:: Supplied material ::
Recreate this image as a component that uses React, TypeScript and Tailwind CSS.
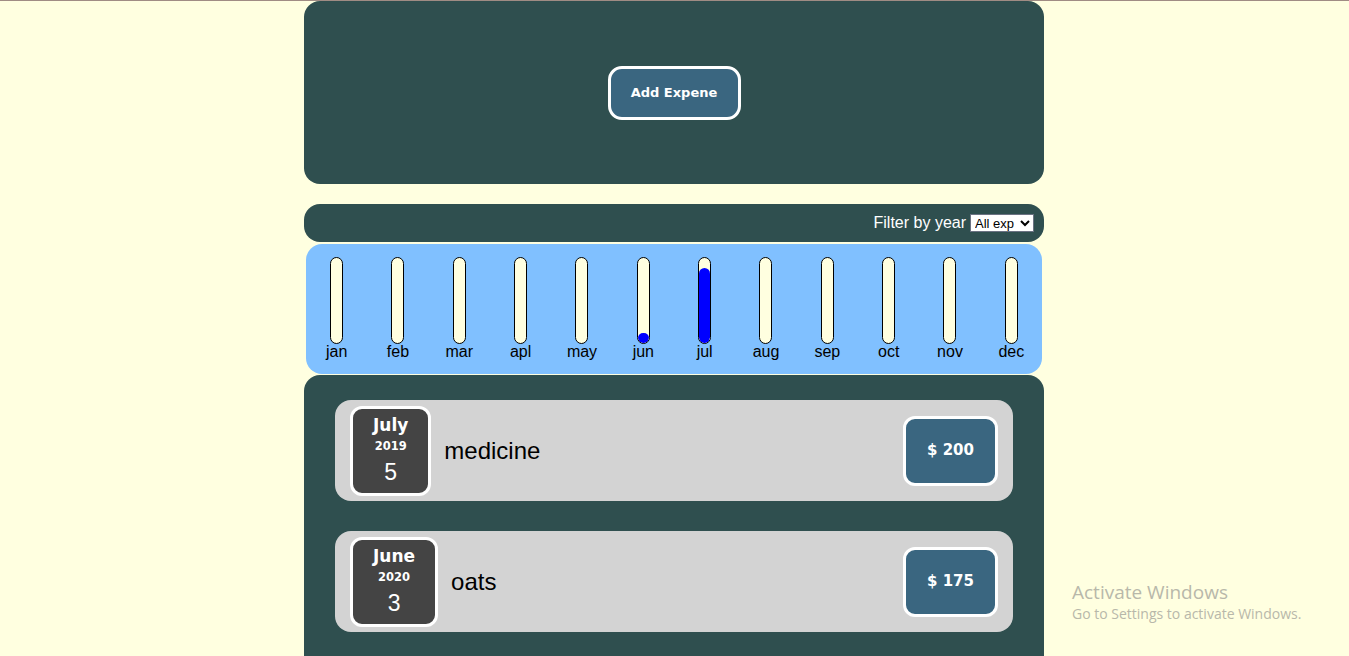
const months = ["jan", "feb", "mar", "apl", "may", "jun", "jul", "aug", "sep", "oct", "nov", "dec"];
const fills: Record<string, number> = { jun: 12, jul: 88 };

const expenses = [
  { month: "July", year: "2019", day: "5", title: "medicine", amount: 200 },
  { month: "June", year: "2020", day: "3", title: "oats", amount: 175 },
];

function ChartBar({ label }: { label: string }) {
  const fill = fills[label] ?? 0;
  return (
    <div className="flex flex-col items-center">
      <div className="flex h-[87px] w-[13px] flex-col justify-end overflow-hidden rounded-full border border-black bg-[#ffffe0]">
        {fill > 0 ? <div className="w-full rounded-full bg-[#0000ff]" style={{ height: `${fill}%` }} /> : null}
      </div>
      <div className="-mt-px text-base leading-[18px] text-black">{label}</div>
    </div>
  );
}

function ExpenseItem({ month, year, day, title, amount }: (typeof expenses)[number]) {
  return (
    <div className="flex h-[101px] items-center rounded-2xl bg-[#d3d3d3] px-[15px]">
      <div className="flex h-[90px] flex-col items-center justify-center rounded-xl border-[3px] border-white bg-[#444444] px-[20px] pt-[3px] text-white">
        <div className="font-['DejaVu_Sans',sans-serif] text-[17px] font-bold leading-[21px]">{month}</div>
        <div className="font-['DejaVu_Sans',sans-serif] text-[11.5px] font-bold leading-[20px]">{year}</div>
        <div className="text-[23px] leading-[33px]">{day}</div>
      </div>
      <div className="ml-[13px] flex-1 text-[24px] text-black">{title}</div>
      <div className="flex h-[70px] w-[95px] items-center justify-center rounded-xl border-[3px] border-white bg-[#3a6680] font-['DejaVu_Sans',sans-serif] text-[15px] font-bold text-white">
        $ {amount}
      </div>
    </div>
  );
}

export default function App() {
  return (
    <div className="relative min-h-screen overflow-hidden bg-[#ffffe0] font-['Liberation_Sans',Arial,sans-serif]">
      <div className="h-px bg-[#a08c84]" />
      <div className="ml-[304px] flex w-[740px] flex-col">
        <div className="flex h-[183px] items-center justify-center rounded-2xl bg-[#2f4f4f]">
          <button
            type="button"
            className="mt-px h-[54px] w-[133px] rounded-[14px] border-[3px] border-white bg-[#3a6680] font-['DejaVu_Sans',sans-serif] text-[13px] font-bold text-white"
          >
            Add Expene
          </button>
        </div>

        <div className="mt-5 flex h-[38px] items-center justify-end gap-1 rounded-2xl bg-[#2f4f4f] pr-[10px]">
          <span className="text-base text-white">Filter by year</span>
          <select className="h-[18px] w-[64px] border border-gray-500 bg-white text-[13px] leading-none text-black">
            <option>All exp</option>
          </select>
        </div>

        <div className="mx-[2px] mt-[2px] grid h-[130px] grid-cols-12 rounded-2xl bg-[#80c0ff] pt-[13px]">
          {months.map((m) => (
            <ChartBar key={m} label={m} />
          ))}
        </div>

        <div className="mt-px flex flex-col gap-[30px] rounded-t-2xl bg-[#2f4f4f] px-[31px] pb-8 pt-[25px]">
          {expenses.map((e) => (
            <ExpenseItem key={e.title} {...e} />
          ))}
        </div>
      </div>

      <div className="pointer-events-none absolute left-[1072px] top-[580px] font-['Open_Sans',sans-serif] text-[#b8b8aa]">
        <div className="text-[19px] leading-6">Activate Windows</div>
        <div className="text-[14px] leading-5">Go to Settings to activate Windows.</div>
      </div>
    </div>
  );
}
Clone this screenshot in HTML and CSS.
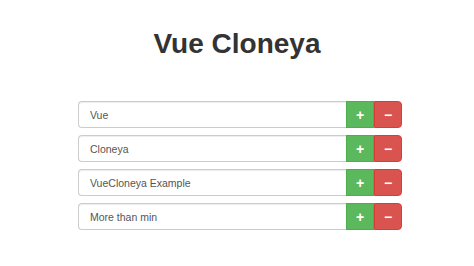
FILE: index.html
```html
<!DOCTYPE html>
<html lang="en">
<head>
    <meta charset="UTF-8">
    <title>Vue Cloneya</title>
    <link rel="stylesheet" href="styles.css">
</head>
<body>
    <div class="app">
        <h1 class="title">Vue Cloneya</h1>

        <div class="list">
            <div class="input-group">
                <input type="text" class="form-control" value="Vue">
                <button class="btn btn-add">+</button>
                <button class="btn btn-remove">&minus;</button>
            </div>
            <div class="input-group">
                <input type="text" class="form-control" value="Cloneya">
                <button class="btn btn-add">+</button>
                <button class="btn btn-remove">&minus;</button>
            </div>
            <div class="input-group">
                <input type="text" class="form-control" value="VueCloneya Example">
                <button class="btn btn-add">+</button>
                <button class="btn btn-remove">&minus;</button>
            </div>
            <div class="input-group">
                <input type="text" class="form-control" value="More than min">
                <button class="btn btn-add">+</button>
                <button class="btn btn-remove">&minus;</button>
            </div>
        </div>
    </div>
</body>
</html>
```

FILE: styles.css
```css
* {
    margin: 0;
    padding: 0;
    box-sizing: border-box;
}

body {
    background-color: #fff;
    font-family: "Liberation Sans", Arial, sans-serif;
    color: #333;
}

.app {
    padding-top: 24px;
}

.title {
    text-align: center;
    font-size: 28px;
    font-weight: bold;
    line-height: 40px;
    color: #333;
    margin-bottom: 37px;
}

.list {
    width: 324px;
    margin-left: 78px;
    display: flex;
    flex-direction: column;
    gap: 7px;
}

.input-group {
    display: flex;
    height: 27px;
}

.form-control {
    flex: 1;
    min-width: 0;
    height: 27px;
    padding: 0 11px;
    border: 1px solid #ccc;
    border-right: none;
    border-radius: 4px 0 0 4px;
    font-family: "Liberation Sans", Arial, sans-serif;
    font-size: 10.5px;
    color: #555;
    box-shadow: inset 0 1px 1px rgba(0, 0, 0, 0.075);
}

.btn {
    width: 28px;
    height: 27px;
    border: 1px solid transparent;
    color: #fff;
    font-family: "Liberation Sans", Arial, sans-serif;
    font-size: 14px;
    font-weight: bold;
    line-height: 1;
    cursor: pointer;
}

.btn-add {
    background-color: #5cb85c;
    border-color: #4cae4c;
}

.btn-remove {
    background-color: #d9534f;
    border-color: #d43f3a;
    border-radius: 0 4px 4px 0;
}
```
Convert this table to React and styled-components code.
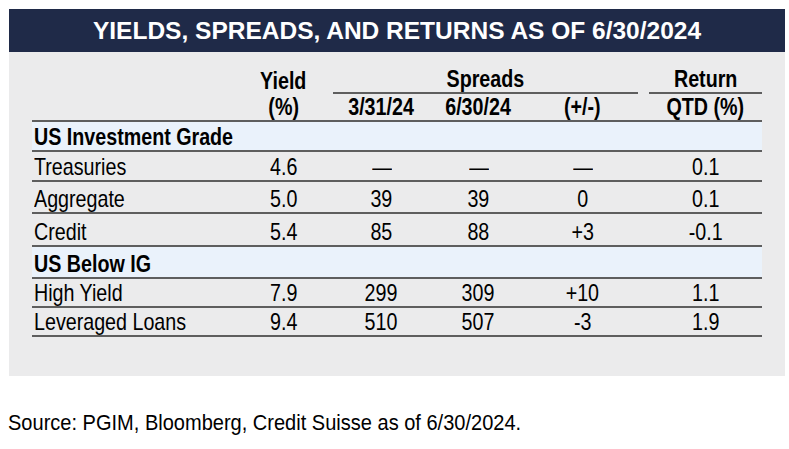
import React from 'react';
import styled, { createGlobalStyle, css } from 'styled-components';

const COLS = '202px 99px 97px 97px 111px 11px 113px';

const GlobalStyle = createGlobalStyle`
  body {
    margin: 0;
    background: #ffffff;
    font-family: 'Liberation Sans', Arial, sans-serif;
    color: #000;
  }
`;

const Page = styled.div`
  padding: 9px 0 0 9px;
  width: 776px;
`;

const TitleBar = styled.div`
  height: 43px;
  background: #1f2a48;
  color: #fff;
  font-weight: 700;
  font-size: 24.5px;
  line-height: 43px;
  text-align: center;
  white-space: nowrap;
`;

const Panel = styled.div`
  background: #ebebec;
  padding: 14px 23px 39px;
`;

const Row = styled.div`
  display: grid;
  grid-template-columns: ${COLS};
  align-items: end;
  box-sizing: border-box;
  height: ${({ h }) => h}px;
  font-size: 24px;
  line-height: 26px;
  ${({ ruled }) =>
    ruled &&
    css`
      border-bottom: 2px solid #5e5e5e;
    `}
  ${({ section }) =>
    section &&
    css`
      background: #eaf2fb;
      font-weight: 700;
    `}
`;

const HeadRow = styled(Row)`
  font-weight: 700;
`;

const Cell = styled.div`
  text-align: ${({ left }) => (left ? 'left' : 'center')};
  padding-left: ${({ left }) => (left ? '2px' : '0')};
  white-space: nowrap;
  ${({ span }) =>
    span &&
    css`
      grid-column: span ${span};
    `}
  ${({ underline }) =>
    underline &&
    css`
      border-bottom: 2px solid #5e5e5e;
    `}
`;

// the source uses a condensed Arial; squeeze Liberation Sans to match
const Narrow = styled.span`
  display: inline-block;
  transform: scaleX(${({ k }) => k || 0.82});
  transform-origin: ${({ left }) => (left ? 'left' : 'center')} center;
`;

const Source = styled.p`
  margin: 34px 0 0 -1px;
  font-size: 22.5px;
  line-height: 26px;
  white-space: nowrap;
`;

const rows = [
  { section: 'US Investment Grade', h: 30 },
  { label: 'Treasuries', vals: ['4.6', '—', '—', '—', '0.1'], h: 30 },
  { label: 'Aggregate', vals: ['5.0', '39', '39', '0', '0.1'], h: 32 },
  { label: 'Credit', vals: ['5.4', '85', '88', '+3', '-0.1'], h: 33 },
  { section: 'US Below IG', h: 32 },
  { label: 'High Yield', vals: ['7.9', '299', '309', '+10', '1.1'], h: 29 },
  { label: 'Leveraged Loans', vals: ['9.4', '510', '507', '-3', '1.9'], h: 29 },
];

const Val = ({ children }) => (
  <Cell>
    <Narrow>{children}</Narrow>
  </Cell>
);

const App = () => (
  <Page>
    <GlobalStyle />
    <TitleBar>YIELDS, SPREADS, AND RETURNS AS OF 6/30/2024</TitleBar>
    <Panel>
      <HeadRow h={28}>
        <Cell />
        <Val>Yield</Val>
        <Cell span={3} underline>
          <Narrow>Spreads</Narrow>
        </Cell>
        <Cell />
        <Cell underline>
          <Narrow>Return</Narrow>
        </Cell>
      </HeadRow>
      <HeadRow h={28} ruled>
        <Cell />
        <Val>(%)</Val>
        <Val>3/31/24</Val>
        <Val>6/30/24</Val>
        <Val>(+/-)</Val>
        <Cell />
        <Val>QTD (%)</Val>
      </HeadRow>
      {rows.map((r) =>
        r.section ? (
          <Row key={r.section} h={r.h} ruled section>
            <Cell left span={7}>
              <Narrow left>{r.section}</Narrow>
            </Cell>
          </Row>
        ) : (
          <Row key={r.label} h={r.h} ruled>
            <Cell left>
              <Narrow left>{r.label}</Narrow>
            </Cell>
            <Val>{r.vals[0]}</Val>
            <Val>{r.vals[1]}</Val>
            <Val>{r.vals[2]}</Val>
            <Val>{r.vals[3]}</Val>
            <Cell />
            <Val>{r.vals[4]}</Val>
          </Row>
        ),
      )}
    </Panel>
    <Source>
      <Narrow left k={0.89}>
        Source: PGIM, Bloomberg, Credit Suisse as of 6/30/2024.
      </Narrow>
    </Source>
  </Page>
);

export default App;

:: What you should do ::
Find the word "components" in the entries above and gather every line that holds it.

:: Task response ::
Convert this table to React and styled-components code.
import styled, { createGlobalStyle, css } from 'styled-components';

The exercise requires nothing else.